Following Adelphia's failure, the federal government brought civil and criminal charges against Adelphia and members of the Rigas family. The SEC filed an action against Adelphia and John, James, Timothy, and Michael, and the federal government indicted John and Timothy on criminal charges relating to the practices discussed above, including Adelphia's treatment of netting, co-borrowing arrangements, purchases of Adelphia securities, and marketing support agreements. ( Id. ¶¶ 145-47). John and Timothy were eventually convicted of conspiracy, securities fraud, and bank fraud. ( Id. ¶ 157). Following their convictions, the Rigas family entered into a global settlement with the government, pursuant to which the family members forfeited all of their interests in Adelphia and the RFPs to the federal government. ( Id. ¶¶ 158-60). Prior to the forfeiture, however, Highland Holdings, Highland Preferred, Highland Prestige, Highland Video, and Hilton Head transferred all assets not retained in order to comply with the settlement agreement to Zito, including their litigation rights against Deloitte. ( Id. ¶¶ 157-63). Coudersport TV was not forfeited to the government, and subsequently became Zito Media. ( Id. ¶ 164).

C. Procedural History

Plaintiffs initially brought this suit against Deloitte in 2004 in the Court of Common Pleas of Philadelphia County. (Hoeffner Decl. (Docket No. 25), Ex. D). In their original Complaint, Plaintiffs asserted only three claims: breach of professional duty, contribution, and indemnity. ( Id. ¶¶ 36-49). In 2005, the case was designated as related to an existing multidistrict litigation in the Southern District of New York and was transferred to this Court. (Docket No. 1). In October 2012, the matter was reassigned to the undersigned. Thereafter, Plaintiffs were granted leave to file an Amended Complaint, and did so on June 7, 2013. (Docket Nos. 19, 22). Deloitte now moves to dismiss the Amended Complaint.
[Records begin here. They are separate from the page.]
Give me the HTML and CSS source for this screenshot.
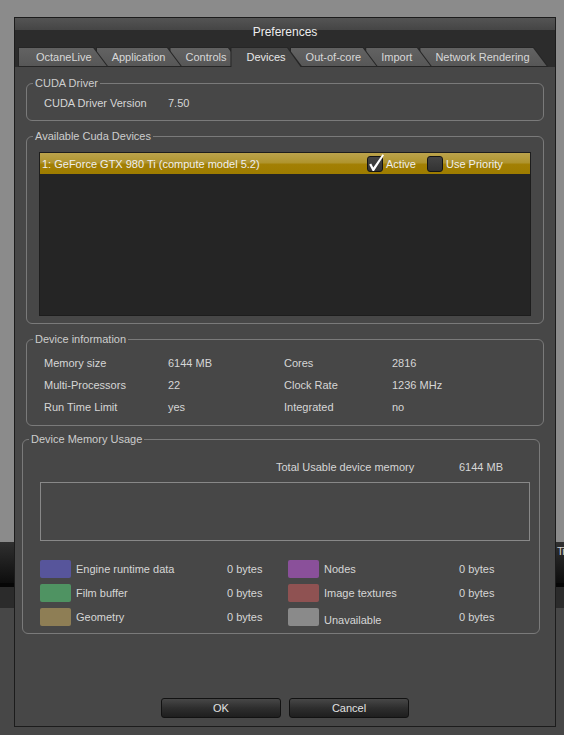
FILE: index.html
```html
<!DOCTYPE html>
<html lang="en">
<head>
  <meta charset="UTF-8">
  <meta name="viewport" content="width=device-width, initial-scale=1.0">
  <title>Preferences</title>
  <link rel="stylesheet" href="styles.css">
</head>
<body>

<!-- Application window behind the dialog -->
<div class="backdrop">
  <div class="bd-top"></div>
  <div class="bd-bar">Ti</div>
  <div class="bd-line"></div>
  <div class="bd-strip"></div>
  <div class="bd-rest"></div>
</div>

<!-- Preferences dialog -->
<div class="dialog">
  <div class="titlebar">Preferences</div>

  <!-- Tabs -->
  <div class="tabs">
    <span class="tab">OctaneLive</span>
    <span class="tab">Application</span>
    <span class="tab">Controls</span>
    <span class="tab active">Devices</span>
    <span class="tab">Out-of-core</span>
    <span class="tab">Import</span>
    <span class="tab">Network Rendering</span>
  </div>

  <div class="page">
    <!-- CUDA driver -->
    <fieldset class="group">
      <legend>CUDA Driver</legend>
      <div class="driver-row">
        <span class="driver-label">CUDA Driver Version</span>
        <span>7.50</span>
      </div>
    </fieldset>

    <!-- Device list -->
    <fieldset class="group">
      <legend>Available Cuda Devices</legend>
      <div class="devices-body">
        <div class="device-list">
          <div class="device-row">
            <span class="dev-name">1: GeForce GTX 980 Ti (compute model 5.2)</span>
            <span class="check-item">
              <span class="checkbox">
                <svg width="16" height="16" viewBox="0 0 16 16">
                  <path d="M2.2 8.6 L4.2 7.6 L6.3 11.4 L15.6 -1.8 L17 -0.8 L7 14.9 L5.6 14.9 Z" fill="#fff"/>
                </svg>
              </span>
              Active
            </span>
            <span class="check-item">
              <span class="checkbox"></span>
              Use Priority
            </span>
          </div>
        </div>
      </div>
    </fieldset>

    <!-- Device information -->
    <fieldset class="group">
      <legend>Device information</legend>
      <div class="info-grid">
        <span>Memory size</span><span>6144 MB</span>
        <span>Cores</span><span>2816</span>
        <span>Multi-Processors</span><span>22</span>
        <span>Clock Rate</span><span>1236 MHz</span>
        <span>Run Time Limit</span><span>yes</span>
        <span>Integrated</span><span>no</span>
      </div>
    </fieldset>

    <!-- Memory usage -->
    <fieldset class="group memory">
      <legend>Device Memory Usage</legend>
      <div class="memory-body">
        <div class="total-row">
          <span class="total-label">Total Usable device memory</span>
          <span>6144 MB</span>
        </div>
        <div class="usage-bar"></div>
        <div class="usage-legend">
          <span class="swatch engine"></span><span class="key">Engine runtime data</span><span>0 bytes</span>
          <span class="swatch nodes"></span><span class="key">Nodes</span><span>0 bytes</span>
          <span class="swatch film"></span><span class="key">Film buffer</span><span>0 bytes</span>
          <span class="swatch textures"></span><span class="key">Image textures</span><span>0 bytes</span>
          <span class="swatch geometry"></span><span class="key">Geometry</span><span>0 bytes</span>
          <span class="swatch unavailable"></span><span class="key low">Unavailable</span><span>0 bytes</span>
        </div>
      </div>
    </fieldset>

    <!-- Buttons -->
    <div class="buttons">
      <button type="button">OK</button>
      <button type="button">Cancel</button>
    </div>
  </div>
</div>

</body>
</html>
```

FILE: styles.css
```css
body {
  margin: 0;
  padding: 0;
  background-color: #8b8b8b;
  font-family: "Liberation Sans", Arial, sans-serif;
  font-size: 11px;
  overflow: hidden;
}

/* Window behind the dialog */
.backdrop {
  height: 735px;
  display: flex;
  flex-direction: column;
}

.bd-top {
  height: 542px;
  background-color: #8b8b8b;
}

.bd-bar {
  height: 41px;
  background: linear-gradient(#303030, #0d0d0d);
  color: #d0d0d0;
  line-height: 14px;
  padding-left: 557px;
  padding-top: 2px;
  box-sizing: border-box;
  letter-spacing: -1px;
  white-space: nowrap;
  overflow: hidden;
}

.bd-line {
  height: 4px;
  background-color: #060606;
}

.bd-strip {
  height: 21px;
  background-color: #2b2b2b;
}

.bd-rest {
  flex: 1;
  background-color: #474747;
}

/* Dialog */
.dialog {
  position: absolute;
  left: 14px;
  top: 17px;
  width: 542px;
  height: 710px;
  box-sizing: border-box;
  border: 1px solid #1c1c1c;
  background-color: #474747;
  display: flex;
  flex-direction: column;
  color: #d6d6d6;
}

.titlebar {
  height: 29px;
  line-height: 29px;
  text-align: center;
  font-size: 12px;
  color: #ececec;
  background: linear-gradient(#545454, #454545 12px, #2c2c2c 12px);
}

/* Tabs */
.tabs {
  display: flex;
  height: 20px;
  padding-left: 3px;
  background-color: #2c2c2c;
}

.tab {
  position: relative;
  height: 20px;
  line-height: 21px;
  padding: 0 17px 0 16px;
  margin-right: -13px;
  color: #d8d8d8;
  white-space: nowrap;
  background-color: #262626;
  clip-path: polygon(0 0, calc(100% - 15px) 0, 100% 100%, 0 100%);
}

.tab::before {
  content: "";
  position: absolute;
  top: 1px;
  left: 1px;
  right: 1px;
  bottom: 1px;
  background: linear-gradient(#626262, #575757);
  clip-path: polygon(0 0, calc(100% - 14.5px) 0, calc(100% - 1px) 100%, 0 100%);
  z-index: -1;
}

.tab:first-child { padding-left: 18px; }

.tab:nth-child(1) { z-index: 7; }
.tab:nth-child(2) { z-index: 6; }
.tab:nth-child(3) { z-index: 5; }
.tab:nth-child(4) { z-index: 4; }
.tab:nth-child(5) { z-index: 3; }
.tab:nth-child(6) { z-index: 2; padding-right: 20px; }
.tab:nth-child(7) { z-index: 1; padding-right: 19px; }

.tab.active {
  z-index: 10;
  color: #e8e8e8;
}

.tab.active::before {
  bottom: 0;
  background: #474747;
}

/* Page content */
.page {
  flex: 1;
  display: flex;
  flex-direction: column;
  padding: 9px 11px 0 11px;
}

.group {
  margin: 0;
  padding: 0;
  min-width: 0;
  border: 1px solid #7a7a7a;
  border-radius: 6px;
}

.group + .group {
  margin-top: 8px;
}

.group legend {
  margin-left: 6px;
  padding: 0 2px;
  line-height: 14px;
  color: #cdcdcd;
}

.driver-row {
  display: flex;
  line-height: 14px;
  padding: 6px 0 10px 17px;
}

.driver-label {
  width: 124px;
}

/* Device list */
.devices-body {
  padding: 9px 12px 7px 12px;
}

.device-list {
  height: 164px;
  box-sizing: border-box;
  border: 1px solid #1d1d1d;
  background-color: #252525;
}

.device-row {
  display: flex;
  align-items: center;
  height: 21px;
  padding-left: 2px;
  color: #efefef;
  background: linear-gradient(#bba34c, #b0952f 45%, #a27f03 55%, #9e7c00);
}

.dev-name {
  width: 325px;
}

.check-item {
  display: flex;
  align-items: center;
  gap: 3px;
}

.check-item + .check-item {
  margin-left: 11px;
}

.checkbox {
  display: block;
  width: 16px;
  height: 16px;
  box-sizing: border-box;
  border: 1px solid #141414;
  border-radius: 3px;
  background: linear-gradient(#444, #333);
}

.checkbox svg {
  display: block;
  margin: -1px;
  overflow: visible;
}

/* Device information */
.info-grid {
  display: grid;
  grid-template-columns: 124px 116px 108px 1fr;
  grid-auto-rows: 22px;
  align-items: center;
  padding: 6px 0 7px 17px;
}

/* Memory usage */
.group.memory {
  margin-top: 6px;
  margin-left: -4px;
  margin-right: 4px;
}

.memory-body {
  padding: 14px 9px 7px 17px;
}

.total-row {
  display: flex;
  line-height: 14px;
  padding-left: 236px;
}

.total-label {
  width: 183px;
}

.usage-bar {
  height: 59px;
  margin-top: 8px;
  box-sizing: border-box;
  border: 1px solid #888;
}

.usage-legend {
  display: grid;
  grid-template-columns: 31px 156px 61px 31px 140px 1fr;
  grid-auto-rows: 18px;
  row-gap: 6px;
  margin-top: 19px;
  line-height: 18px;
}

.usage-legend .key {
  padding-left: 5px;
}

.usage-legend .low {
  padding-top: 3px;
}

.swatch {
  border-radius: 2px;
}

.swatch.engine { background-color: #57559b; }
.swatch.film { background-color: #4f9362; }
.swatch.geometry { background-color: #8e7e55; }
.swatch.nodes { background-color: #8a509a; }
.swatch.textures { background-color: #8f5252; }
.swatch.unavailable { background-color: #8a8a8a; }

/* Buttons */
.buttons {
  margin-top: auto;
  display: flex;
  justify-content: center;
  gap: 8px;
  padding-bottom: 8px;
}

.buttons button {
  width: 120px;
  height: 20px;
  padding: 0;
  border: 1px solid #121212;
  border-radius: 3px;
  background: linear-gradient(#474747, #2e2e2e 50%, #1e1e1e);
  color: #e2e2e2;
  font-family: "Liberation Sans", Arial, sans-serif;
  font-size: 11px;
}
```
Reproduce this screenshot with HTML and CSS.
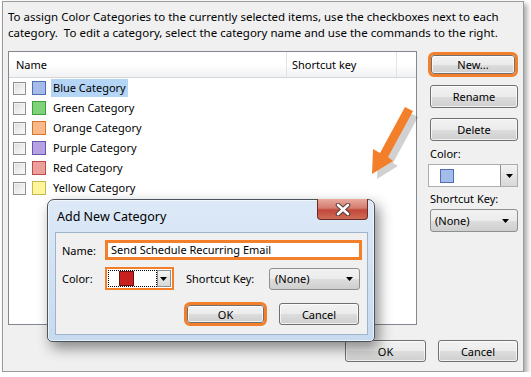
FILE: index.html
```html
<!DOCTYPE html>
<html lang="en">
<head>
  <meta charset="UTF-8">
  <title>Color Categories</title>
  <link rel="stylesheet" href="styles.css">
</head>
<body>
  <div class="window">
    <p class="intro">To assign Color Categories to the currently selected items, use the checkboxes next to each<br>category.&nbsp; To edit a category, select the category name and use the commands to the right.</p>
    <div class="main">
      <div class="list">
        <div class="list-head">
          <span class="col-name">Name</span>
          <span class="col-key">Shortcut key</span>
        </div>
        <div class="row"><span class="check"></span><span class="swatch blue"></span><span class="label selected">Blue Category</span></div>
        <div class="row"><span class="check"></span><span class="swatch green"></span><span class="label">Green Category</span></div>
        <div class="row"><span class="check"></span><span class="swatch orange"></span><span class="label">Orange Category</span></div>
        <div class="row"><span class="check"></span><span class="swatch purple"></span><span class="label">Purple Category</span></div>
        <div class="row"><span class="check"></span><span class="swatch red"></span><span class="label">Red Category</span></div>
        <div class="row"><span class="check"></span><span class="swatch yellow"></span><span class="label">Yellow Category</span></div>
      </div>
      <div class="side">
        <button class="btn new hl">New...</button>
        <button class="btn rename">Rename</button>
        <button class="btn delete">Delete</button>
        <div class="side-label first">Color:</div>
        <div class="color-box">
          <span class="swatch blue"></span>
          <span class="drop-btn"><svg width="7" height="4" viewBox="0 0 7 4"><path d="M0 0h7L3.5 4z" fill="#000"/></svg></span>
        </div>
        <div class="side-label">Shortcut Key:</div>
        <div class="combo">
          <span>(None)</span>
          <svg width="7" height="4" viewBox="0 0 7 4"><path d="M0 0h7L3.5 4z" fill="#000"/></svg>
        </div>
      </div>
    </div>
    <div class="footer">
      <button class="btn ok">OK</button>
      <button class="btn cancel">Cancel</button>
    </div>
  </div>

  <div class="dialog">
    <div class="dialog-title">Add New Category</div>
    <div class="close">
      <svg width="16" height="13" viewBox="0 0 16 13">
        <path d="M3 2L13 11M13 2L3 11" stroke="#5a3b38" stroke-width="4.6" stroke-linecap="round"/>
        <path d="M3 2L13 11M13 2L3 11" stroke="#fff" stroke-width="2.6" stroke-linecap="round"/>
      </svg>
    </div>
    <div class="client">
      <div class="field">
        <span class="field-label">Name:</span>
        <div class="name-input">Send Schedule Recurring Email</div>
      </div>
      <div class="field second">
        <span class="field-label">Color:</span>
        <div class="color-pick">
          <span class="focus"><span class="swatch dark-red"></span></span>
          <span class="drop-btn"><svg width="7" height="4" viewBox="0 0 7 4"><path d="M0 0h7L3.5 4z" fill="#000"/></svg></span>
        </div>
        <span class="key-label">Shortcut Key:</span>
        <div class="combo small">
          <span>(None)</span>
          <svg width="7" height="4" viewBox="0 0 7 4"><path d="M0 0h7L3.5 4z" fill="#000"/></svg>
        </div>
      </div>
      <div class="dialog-buttons">
        <button class="btn d-ok hl">OK</button>
        <button class="btn d-cancel">Cancel</button>
      </div>
    </div>
  </div>

  <svg class="arrow" width="531" height="377" viewBox="0 0 531 377">
    <polygon points="407,110 415,114 390,160 395,163 374,176 375,151 382,155" fill="#000" opacity="0.18" transform="translate(3,3)"/>
    <polygon points="405,107 413,111 388,157 393,161 372,174 373,149 380,153" fill="#f47f2a"/>
  </svg>
</body>
</html>
```

FILE: styles.css
```css
body {
  margin: 0;
  padding: 1px 0 0 2px;
  background: #fff;
  font-family: "Noto Sans", sans-serif;
  font-size: 11px;
  color: #000;
}
.window {
  box-sizing: border-box;
  width: 522px;
  height: 371px;
  border: 1px solid #9a9a9a;
  background: #f0f0f0;
  padding: 7px 5px 0 5px;
  box-shadow: 3px 3px 5px rgba(0, 0, 0, 0.35);
  display: flex;
  flex-direction: column;
}
.intro {
  margin: 0;
  line-height: 16px;
  font-size: 11.5px;
}
.main {
  display: flex;
  gap: 13px;
  margin-top: 10px;
}
.list {
  box-sizing: border-box;
  width: 409px;
  height: 274px;
  border: 1px solid #828790;
  background: #fff;
}
.list-head {
  box-sizing: border-box;
  display: flex;
  height: 26px;
  background: linear-gradient(#fff 45%, #f1f2f4);
  border-bottom: 1px solid #d5d5d5;
}
.col-name,
.col-key {
  box-sizing: border-box;
  line-height: 25px;
  border-right: 1px solid #e3e3e3;
}
.col-name {
  width: 278px;
  padding-left: 7px;
}
.col-key {
  width: 110px;
  padding-left: 5px;
}
.row {
  height: 20px;
  display: flex;
  align-items: center;
  padding-left: 4px;
}
.check {
  box-sizing: border-box;
  width: 13px;
  height: 13px;
  border: 1px solid #8e8f8f;
  background: linear-gradient(135deg, #dcdcdc, #fbfbfb);
  box-shadow: inset 0 0 0 1px #f4f4f4;
}
.swatch {
  box-sizing: border-box;
  display: inline-block;
  width: 14px;
  height: 14px;
  border: 1px solid;
}
.row .swatch {
  margin-left: 6px;
}
.blue { background: #a5bbea; border-color: #4d6fb4; }
.green { background: #7fd27a; border-color: #3e9e3e; }
.orange { background: #fab98b; border-color: #d3742f; }
.purple { background: #b6a1e2; border-color: #6c55ae; }
.red { background: #eba09c; border-color: #c04a45; }
.yellow { background: #fff69c; border-color: #c8b84c; }
.dark-red { background: #c8201f; border-color: #6e1010; width: 15px; height: 15px; }
.label {
  margin-left: 5px;
  padding: 0 2px;
  line-height: 18px;
}
.selected {
  background: #b4d5f5;
}
.side {
  width: 88px;
  display: flex;
  flex-direction: column;
}
.btn {
  box-sizing: border-box;
  height: 23px;
  padding: 0;
  border: 1px solid #707070;
  border-radius: 3px;
  background: linear-gradient(#f2f2f2 0%, #ebebeb 50%, #dddddd 51%, #cfcfcf 100%);
  box-shadow: inset 0 0 0 1px rgba(255, 255, 255, 0.7);
  font: inherit;
  color: #000;
}
.hl {
  outline: 3px solid #f47f2a;
}
.new {
  width: 84px;
  height: 19px;
  margin: 4px 0 0 1px;
}
.rename {
  margin-top: 11px;
}
.delete {
  margin-top: 10px;
}
.side-label {
  line-height: 16px;
  margin-top: 4px;
}
.side-label.first {
  margin-top: 5px;
}
.color-box {
  box-sizing: border-box;
  display: flex;
  align-items: center;
  height: 23px;
  width: 90px;
  margin: 2px 0 0 -2px;
  border: 1px solid #abadb3;
  background: #fff;
}
.color-box .swatch {
  margin-left: 11px;
}
.drop-btn {
  box-sizing: border-box;
  margin-left: auto;
  width: 17px;
  height: 100%;
  display: flex;
  align-items: center;
  justify-content: center;
  border-left: 1px solid #8e8f8f;
  background: linear-gradient(#f3f3f3, #d8d8d8);
}
.combo {
  box-sizing: border-box;
  display: flex;
  align-items: center;
  justify-content: space-between;
  height: 23px;
  margin-top: 2px;
  padding: 0 8px 0 4px;
  border: 1px solid #8e8f8f;
  border-radius: 3px;
  background: linear-gradient(#f2f2f2 0%, #ebebeb 50%, #dddddd 51%, #cfcfcf 100%);
}
.footer {
  display: flex;
  justify-content: flex-end;
  gap: 12px;
  margin-top: 15px;
}
.ok {
  width: 81px;
  height: 22px;
}
.cancel {
  width: 80px;
  height: 22px;
}

/* floating dialog */
.dialog {
  position: absolute;
  left: 47px;
  top: 199px;
  box-sizing: border-box;
  width: 328px;
  height: 143px;
  padding: 0 6px 6px 7px;
  border: 1px solid #4e545c;
  border-radius: 7px 7px 5px 5px;
  background: linear-gradient(#dde9f7, #c6daf0);
  box-shadow: inset 0 0 0 1px rgba(255, 255, 255, 0.6), 4px 6px 14px rgba(0, 0, 0, 0.45);
  display: flex;
  flex-direction: column;
}
.dialog-title {
  height: 32px;
  line-height: 34px;
  padding-left: 2px;
  font-size: 12.5px;
}
.close {
  position: absolute;
  top: -1px;
  right: 6px;
  box-sizing: border-box;
  width: 51px;
  height: 21px;
  display: flex;
  align-items: center;
  justify-content: center;
  border: 1px solid #6a2c26;
  border-top: none;
  border-radius: 0 0 4px 4px;
  background: linear-gradient(#e8aa9f 0%, #d47c6e 45%, #c2483b 55%, #cf6a57 100%);
}
.client {
  flex: 1;
  border: 1px solid #9fb3cb;
  background: #f0f0f0;
  padding: 7px 0 0 6px;
}
.field {
  display: flex;
  align-items: center;
}
.field.second {
  margin-top: 7px;
}
.field-label {
  width: 43px;
}
.name-input {
  box-sizing: border-box;
  width: 257px;
  height: 20px;
  line-height: 14px;
  padding-left: 3px;
  border: 3px solid #f47f2a;
  background: #fff;
}
.color-pick {
  box-sizing: border-box;
  display: flex;
  align-items: center;
  width: 69px;
  height: 23px;
  padding: 1px;
  border: 2px solid #f47f2a;
  background: #fff;
}
.focus {
  box-sizing: border-box;
  display: flex;
  align-items: center;
  height: 100%;
  width: 51px;
  padding-left: 10px;
  border: 1px dotted #000;
}
.color-pick .drop-btn {
  width: 15px;
  border: 1px solid #8e8f8f;
}
.key-label {
  width: 72px;
  margin-left: 12px;
}
.combo.small {
  width: 91px;
  height: 22px;
  margin: 0 0 0 11px;
  padding: 0 6px 0 5px;
}
.dialog-buttons {
  display: flex;
  align-items: center;
  margin-top: 13px;
  padding-left: 125px;
}
.d-ok {
  width: 77px;
  height: 18px;
}
.d-cancel {
  width: 80px;
  height: 22px;
  margin-left: 15px;
}
.arrow {
  position: absolute;
  left: 0;
  top: 0;
  pointer-events: none;
}
```
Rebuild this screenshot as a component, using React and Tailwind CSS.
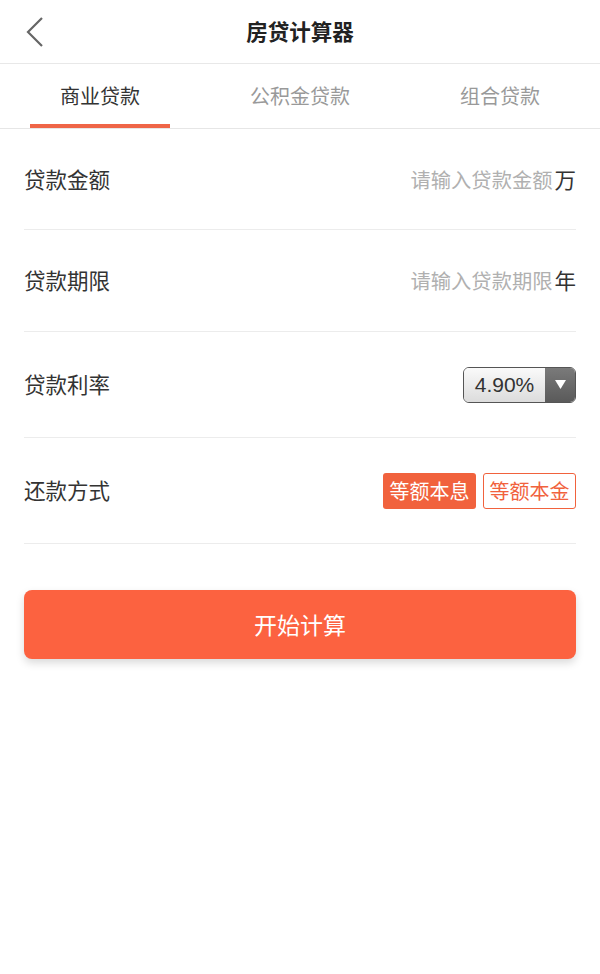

Deloitte raises three sets of arguments in support of its motion. First, Deloitte argues that one Plaintiff, Zito, lacks standing. (Def.'s Mem. (Docket No. 24) 6-7). Second, Deloitte advances several arguments for dismissal of most or all claims: (1) that they are derivative claims brought on Adelphia's behalf and thus covered by Adelphia's prior release of all claims against Deloitte ( id. 7-8); (2) that they are time barred ( id. 8-12); and (3) that they are barred by the doctrine of in pari delicto ( id. 12-13). Finally, Deloitte contends that each claim should be dismissed for failure to state a claim. ( Id. 14-24). The Court will address each set of arguments in turn.

A. Applicable Legal Standards

To survive a Rule 12(b)(6) motion, a plaintiff must generally plead sufficient facts "to state a claim to relief that is plausible on its face." Bell Atl. Corp. v. Twombly , 550 U.S. 544, 570 (2007). A claim is facially plausible "when the plaintiff pleads factual content that allows the court to draw the reasonable inference that the defendant is liable for the misconduct alleged." Ashcroft v. Iqbal , 556 U.S. 662, 678 (2009). More specifically, the plaintiff must allege sufficient facts to show "more than a sheer possibility that a defendant has acted unlawfully." Id. A complaint that offers only "labels and conclusions" or "a formulaic recitation of the elements of a cause of action will not do." ...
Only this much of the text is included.